Assim, belos momentos são interrompidos para que o cineasta
possa fazer valer seu estudo sobre o sofrimento humano.
Um triângulo amoroso é estragado por uma explosão de
raiva de Santiago quando tentam tirar sua camisa e,
no instante seguinte, descobrimos em seu corpo uma série
de cicatrizes, depois de mais de uma hora de filme.

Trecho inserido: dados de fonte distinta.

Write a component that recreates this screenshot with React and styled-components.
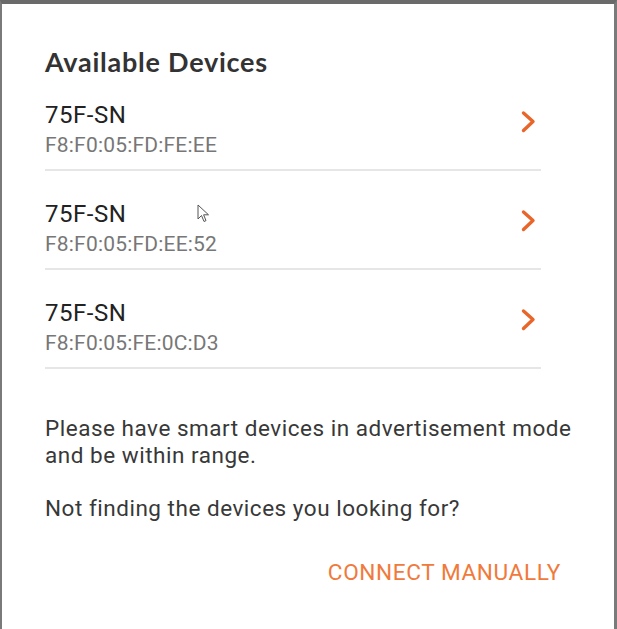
import React from 'react'
import styled, { createGlobalStyle } from 'styled-components'

const devices = [
  { name: '75F-SN', mac: 'F8:F0:05:FD:FE:EE' },
  { name: '75F-SN', mac: 'F8:F0:05:FD:EE:52' },
  { name: '75F-SN', mac: 'F8:F0:05:FE:0C:D3' }
]

const GlobalStyle = createGlobalStyle`
  html, body {
    margin: 0;
    padding: 0;
    background: #ffffff;
  }
  * {
    box-sizing: border-box;
  }
`

const Frame = styled.div`
  position: relative;
  width: 617px;
  height: 629px;
  overflow: hidden;
  background: #ffffff;
  border-top: 4px solid #6a6a6a;
  border-left: 2px solid #7a7a7a;
  border-right: 3px solid #7a7a7a;
  padding: 43px 38px 0 43px;
  font-family: Roboto, 'Liberation Sans', sans-serif;
`

const Title = styled.h2`
  margin: 0;
  font-family: Lato, 'Open Sans', sans-serif;
  font-weight: 700;
  font-size: 27px;
  line-height: 30px;
  color: #333333;
  letter-spacing: 0.75px;
`

const List = styled.div`
  width: 496px;
  display: flex;
  flex-direction: column;
`

const Row = styled.div`
  display: flex;
  align-items: center;
  padding: 28px 0 11px;
  border-bottom: 2px solid #e6e6e6;
  cursor: pointer;
  &:first-child {
    padding-top: 23px;
  }
`

const Info = styled.div`
  flex: 1;
  display: flex;
  flex-direction: column;
  gap: 2px;
`

const Name = styled.div`
  font-size: 24px;
  line-height: 30px;
  color: #222222;
  letter-spacing: 0.5px;
`

const Mac = styled.div`
  font-size: 21px;
  line-height: 26px;
  color: #777777;
  letter-spacing: 0.2px;
`

const Chevron = styled.svg`
  width: 16px;
  height: 24px;
  margin: 0 5px 16px 0;
  flex-shrink: 0;
`

const Note = styled.p`
  margin: ${p => p.$top}px 0 0;
  font-size: 22.5px;
  line-height: 27px;
  color: #383838;
  letter-spacing: 0.52px;
`

const Footer = styled.div`
  display: flex;
  justify-content: flex-end;
  margin-top: 37px;
  padding-right: 15px;
`

const TextButton = styled.button`
  border: 0;
  background: none;
  padding: 0;
  font-family: Roboto, 'Liberation Sans', sans-serif;
  font-size: 22.6px;
  line-height: 28px;
  color: #f07a3c;
  text-transform: uppercase;
  letter-spacing: 0.6px;
  cursor: pointer;
`

const Pointer = styled.svg`
  position: absolute;
  left: 195px;
  top: 200px;
  width: 14px;
  height: 20px;
`

const ChevronIcon = () => (
  <Chevron viewBox="0 0 16 24">
    <polyline
      points="3.5,4 13,12.5 3.5,21.5"
      fill="none"
      stroke="#e9662b"
      strokeWidth="3.4"
      strokeLinejoin="round"
      strokeLinecap="round"
    />
  </Chevron>
)

const App = () => (
  <>
    <GlobalStyle />
    <Frame>
      <Title>Available Devices</Title>
      <List>
        {devices.map(d => (
          <Row key={d.mac}>
            <Info>
              <Name>{d.name}</Name>
              <Mac>{d.mac}</Mac>
            </Info>
            <ChevronIcon />
          </Row>
        ))}
      </List>
      <Note $top={46}>
        Please have smart devices in advertisement mode and be within range.
      </Note>
      <Note $top={26}>Not finding the devices you looking for?</Note>
      <Footer>
        <TextButton>Connect Manually</TextButton>
      </Footer>
      <Pointer viewBox="0 0 14 20">
        <path
          d="M1 1 L1 15 L4.5 11.5 L7 17.5 L9 16.6 L6.6 10.8 L11.5 10.8 Z"
          fill="#ffffff"
          stroke="#555555"
          strokeWidth="1"
          strokeLinejoin="round"
        />
      </Pointer>
    </Frame>
  </>
)

export default App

Uma cena de bebedeira entre os amigos é seguida pela
morte da mulher de um deles, como se o diretor precisasse
frisar que todos os prazeres têm de conter uma grande
parcela de culpa. É assim que a vida em Nascido e Criado – que o cineasta tanto
sabe filmar – vai sendo minada em função de uma dramaturgia
sem muito interesse, construída em cima desses calculados
jogos de roteiro e montagem que apenas nos distanciam
do personagem.
Pois se todas as seqüências deste último filme de Trapero
fossem como a última, onde um homem e uma mulher se
reencontram, às lágrimas, e nada mais precisa ser dito,
onde, afinal, o cineasta transmite o sentimento captando
o indizível, Nascido e Criado seria um belo filme. Mas,
infelizmente, Trapero quer sempre dizer muito, dizer
demais e, na maior parte das vezes, não consegue dizer
nada além daquilo que, de antemão, já sabemos.